Christian activists protests outside Bennett’s residence to restore cut school budgets

On Saturday, Christian protesters staged demonstration outside house of Finance Minister Kahlon in Haifa demanding he find money to restore previous levels of funding.

Naftali Bennett (photo credit: MARC ISRAEL SELLEM/THE JERUSALEM POST)
Naftali Bennett
(photo credit: MARC ISRAEL SELLEM/THE JERUSALEM POST)
Hundreds of Christian activists demonstrated outside Education Minister Naftali Bennett’s residence in Ra’anana on Tuesday night, the latest in a series of ongoing protests against cuts that have been made to the network of Christian schools in Israel.
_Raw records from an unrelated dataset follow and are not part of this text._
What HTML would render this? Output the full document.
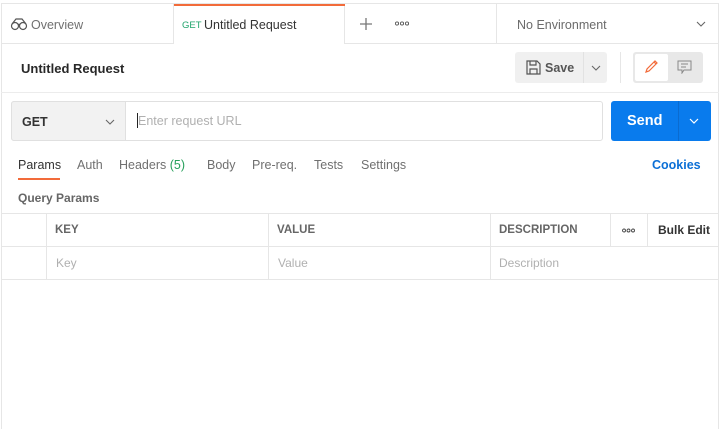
<!DOCTYPE html>
<html><head><style>
*{box-sizing:border-box;margin:0;padding:0}
body{width:722px;height:429px;background:#fff;font-family:"Liberation Sans",sans-serif;position:relative;overflow:hidden;color:#212121}
.a{position:absolute}
.t{font-size:12.5px}
</style></head><body>
<div class="a" style="left:1px;top:3px;width:718px;height:426px;border-left:1px solid #e6e6e6;border-top:1px solid #e6e6e6;border-right:1px solid #e6e6e6"></div>
<!-- tab bar -->
<div class="a" style="left:1px;top:43px;width:718px;height:1px;background:#e6e6e6"></div>
<div class="a" style="left:173px;top:4px;width:172px;height:40px;background:#fff;border-left:1px solid #e6e6e6;border-right:1px solid #e6e6e6"></div>
<div class="a" style="left:174px;top:4px;width:171px;height:2px;background:#f26b3a"></div>
<svg class="a" style="left:10px;top:17px" width="18" height="14" viewBox="0 0 18 14" fill="none" stroke="#555" stroke-width="1.2"><circle cx="5" cy="9" r="3.5"/><circle cx="13" cy="9" r="3.5"/><path d="M2 7 L6 2 H12 L16 7 M8 8 Q9 6.5 10 8"/></svg>
<div class="a t" style="left:31px;top:18px;color:#707070">Overview</div>
<div class="a" style="left:182px;top:20px;font-size:9.5px;color:#1fa46b">GET</div>
<div class="a t" style="left:204px;top:18px;color:#333">Untitled Request</div>
<svg class="a" style="left:359px;top:17px" width="14" height="14" stroke="#777" stroke-width="1.3"><path d="M7 1V13M1 7H13"/></svg>
<svg class="a" style="left:395px;top:21px" width="14" height="5" fill="none" stroke="#555" stroke-width="0.9"><circle cx="2" cy="2.5" r="1.6"/><circle cx="7" cy="2.5" r="1.6"/><circle cx="12" cy="2.5" r="1.6"/></svg>
<div class="a" style="left:496px;top:4px;width:1px;height:39px;background:#e6e6e6"></div>
<div class="a t" style="left:517px;top:18px;color:#6b6b6b">No Environment</div>
<svg class="a" style="left:696px;top:21px" width="10" height="6" fill="none" stroke="#666" stroke-width="1.1"><path d="M1 1L5 5L9 1"/></svg>
<!-- header -->
<div class="a" style="left:1px;top:92px;width:718px;height:1px;background:#ececec"></div>
<div class="a" style="left:21px;top:61px;font-size:13px;font-weight:bold;color:#282828">Untitled Request</div>
<div class="a" style="left:515px;top:52px;width:92px;height:31px;background:#f0f0f0;border-radius:3px"></div>
<div class="a" style="left:583px;top:52px;width:1px;height:31px;background:#e2e2e2"></div>
<svg class="a" style="left:526px;top:60px" width="15" height="15" fill="none" stroke="#555" stroke-width="1.2"><path d="M1 1H11L14 4V14H1Z M4 1V5H10V1 M4 14V9H11V14"/></svg>
<div class="a" style="left:545px;top:61px;font-size:12.5px;font-weight:bold;color:#555">Save</div>
<svg class="a" style="left:591px;top:65px" width="10" height="6" fill="none" stroke="#666" stroke-width="1.1"><path d="M1 1L5 5L9 1"/></svg>
<div class="a" style="left:620px;top:52px;width:1px;height:31px;background:#e6e6e6"></div>
<div class="a" style="left:633px;top:52px;width:70px;height:31px;background:#e8e8e8;border-radius:3px"></div>
<div class="a" style="left:635px;top:54px;width:33px;height:27px;background:#fff;border-radius:2px"></div>
<svg class="a" style="left:644px;top:59px" width="15" height="15" fill="none" stroke="#f26b3a" stroke-width="1.2"><path d="M2 13L3 10L11 2L13 4L5 12Z M10 3L12 5"/></svg>
<svg class="a" style="left:677px;top:60px" width="15" height="14" fill="none" stroke="#888" stroke-width="1"><path d="M1 1H14V10H7L5 13V10H1Z M4 4H11M4 7H9"/></svg>
<!-- url row -->
<div class="a" style="left:11px;top:101px;width:592px;height:40px;border:1px solid #e0e0e0;border-radius:3px"></div>
<div class="a" style="left:11px;top:101px;width:115px;height:40px;background:#f2f2f2;border:1px solid #e0e0e0;border-radius:3px 0 0 3px"></div>
<div class="a" style="left:22px;top:115px;font-size:12.5px;font-weight:bold;color:#333">GET</div>
<svg class="a" style="left:105px;top:119px" width="10" height="6" fill="none" stroke="#666" stroke-width="1.1"><path d="M1 1L5 5L9 1"/></svg>
<div class="a" style="left:137px;top:113px;width:1px;height:15px;background:#222"></div>
<div class="a t" style="left:138px;top:114px;color:#b0b0b0">Enter request URL</div>
<div class="a" style="left:611px;top:101px;width:100px;height:40px;background:#097bed;border-radius:3px"></div>
<div class="a" style="left:678px;top:101px;width:1px;height:40px;background:#0a6bd0"></div>
<div class="a" style="left:627px;top:113px;font-size:14.5px;font-weight:bold;color:#fff">Send</div>
<svg class="a" style="left:689px;top:118px" width="10" height="6" fill="none" stroke="#fff" stroke-width="1.2"><path d="M1 1L5 5L9 1"/></svg>
<!-- tabs -->
<div class="a t" style="left:18px;top:158px;color:#333">Params</div>
<div class="a" style="left:18px;top:178px;width:42px;height:2px;background:#f26b3a"></div>
<div class="a t" style="left:77px;top:158px;color:#707070">Auth</div>
<div class="a t" style="left:119px;top:158px;color:#707070">Headers <span style="color:#26a05b">(5)</span></div>
<div class="a t" style="left:207px;top:158px;color:#707070">Body</div>
<div class="a t" style="left:252px;top:158px;color:#707070">Pre-req.</div>
<div class="a t" style="left:314px;top:158px;color:#707070">Tests</div>
<div class="a t" style="left:361px;top:158px;color:#707070">Settings</div>
<div class="a" style="left:652px;top:158px;font-size:12.5px;font-weight:bold;color:#0b6fd6">Cookies</div>
<div class="a" style="left:18px;top:191px;font-size:12px;font-weight:bold;color:#666">Query Params</div>
<!-- table -->
<div class="a" style="left:1px;top:213px;width:718px;height:1px;background:#e6e6e6"></div>
<div class="a" style="left:1px;top:246px;width:718px;height:1px;background:#e6e6e6"></div>
<div class="a" style="left:1px;top:279px;width:718px;height:1px;background:#e6e6e6"></div>
<div class="a" style="left:46px;top:213px;width:1px;height:66px;background:#e6e6e6"></div>
<div class="a" style="left:268px;top:213px;width:1px;height:66px;background:#e6e6e6"></div>
<div class="a" style="left:490px;top:213px;width:1px;height:66px;background:#e6e6e6"></div>
<div class="a" style="left:610px;top:213px;width:1px;height:33px;background:#e6e6e6"></div>
<div class="a" style="left:647px;top:213px;width:1px;height:33px;background:#e6e6e6"></div>
<div class="a" style="left:55px;top:224px;font-size:11.5px;font-weight:bold;color:#666">KEY</div>
<div class="a" style="left:277px;top:224px;font-size:11.5px;font-weight:bold;color:#666">VALUE</div>
<div class="a" style="left:499px;top:224px;font-size:11.5px;font-weight:bold;color:#666">DESCRIPTION</div>
<svg class="a" style="left:622px;top:228px" width="14" height="5" fill="none" stroke="#444" stroke-width="0.9"><circle cx="2" cy="2.5" r="1.5"/><circle cx="6.5" cy="2.5" r="1.5"/><circle cx="11" cy="2.5" r="1.5"/></svg>
<div class="a" style="left:658px;top:223px;font-size:12px;font-weight:bold;color:#333">Bulk Edit</div>
<div class="a" style="left:56px;top:256px;font-size:12px;color:#b0b0b0">Key</div>
<div class="a" style="left:278px;top:256px;font-size:12px;color:#b0b0b0">Value</div>
<div class="a" style="left:499px;top:256px;font-size:12px;color:#b0b0b0">Description</div>
</body></html>
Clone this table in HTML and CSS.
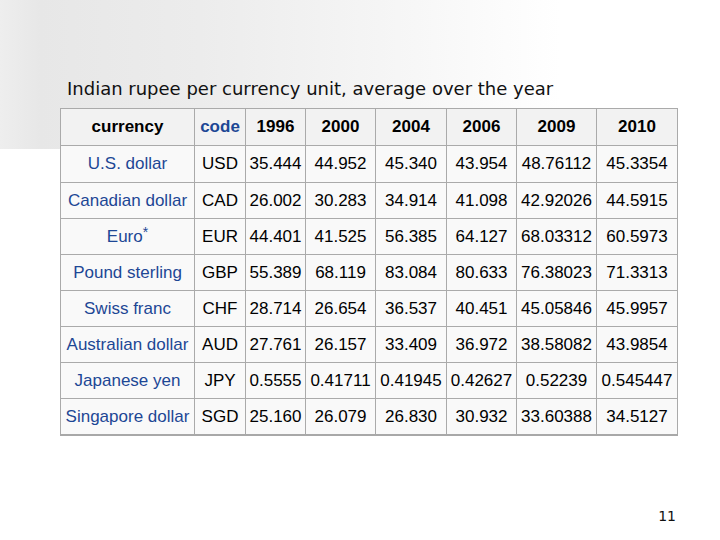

There are 47 such schools, teaching 33,000 pupils, and all have been on strike since the beginning of the school year due to the severe decline in state funding they have faced in recent years.
MKs Esawi Frej (Meretz) and Basel Ghattas (Joint Arab List) were at the demonstration.
On Saturday evening, Christian protesters staged a demonstration outside Finance Minister Moshe Kahlon’s house in Haifa demanding that he find money to restore the previous levels of funding. On Sunday, protesters gathered at Alonim junction, just west of Nazareth, and approximately 3,500 people demonstrated in Jerusalem the Sunday prior.
A delegation of 39 bishops from the Council of the Bishops’ Conferences of Europe has been in Israel since September 11 for its plenary assembly and they were also made aware of the struggle by the Christian community for the restoration of the schools’ funding to previous levels.
Bennett did not leave his residence to speak with the protesters.
The Christian schools are categorized as “Recognized but Unofficial,” meaning they are entitled to 75 percent of the funding that fully staterun schools receive.
The Secretariat of Christian Schools says however that the Education Ministry has consistently reduced the standard number of allocated teaching hours in the Christian sector from 1.1 hours per student in the 2003/2004 school year to 0.66 hours per student for the current year.
Although the ministry is still paying for 75% of those taught hours the reduction in allocated hours means that the total funding for Christian schools has declined to between 29% and 34%, according to the secretariat.
Christian schools achieve some of the best results of all schools in the country, with 69% of Christian pupils matriculating from high school compared to 61% in the Jewish sector and 50% in the Muslim sector, according to the Central Bureau for Statistics.
Wadie Abunassar, an informal spokesman for the Catholic Church in Israel, said he was baffled at how there was room in the budget for a recent tax cut on beer but not for restoring funds to Christian schools, especially in light of recent increases to the budget of the Education Ministry itself.
“I was expecting the government to reward our schools for their great contribution to the society,” continued Abunassar.
“It is astonishing that budget cuts have been made for our schools while the budget of the Education Ministry has grown to approximately NIS 40 billion.”
During a meeting last week between government officials and the Secretariat of Christian Schools in Israel, the Education Ministry offered to restore approximately 5% of the funds cut in recent years, an offer the secretariat rejected.
Christian leaders and clergy are considering closing down Christian holy sites in Israel to foreign tourists if no improved offer is made, in order to increase pressure on the government.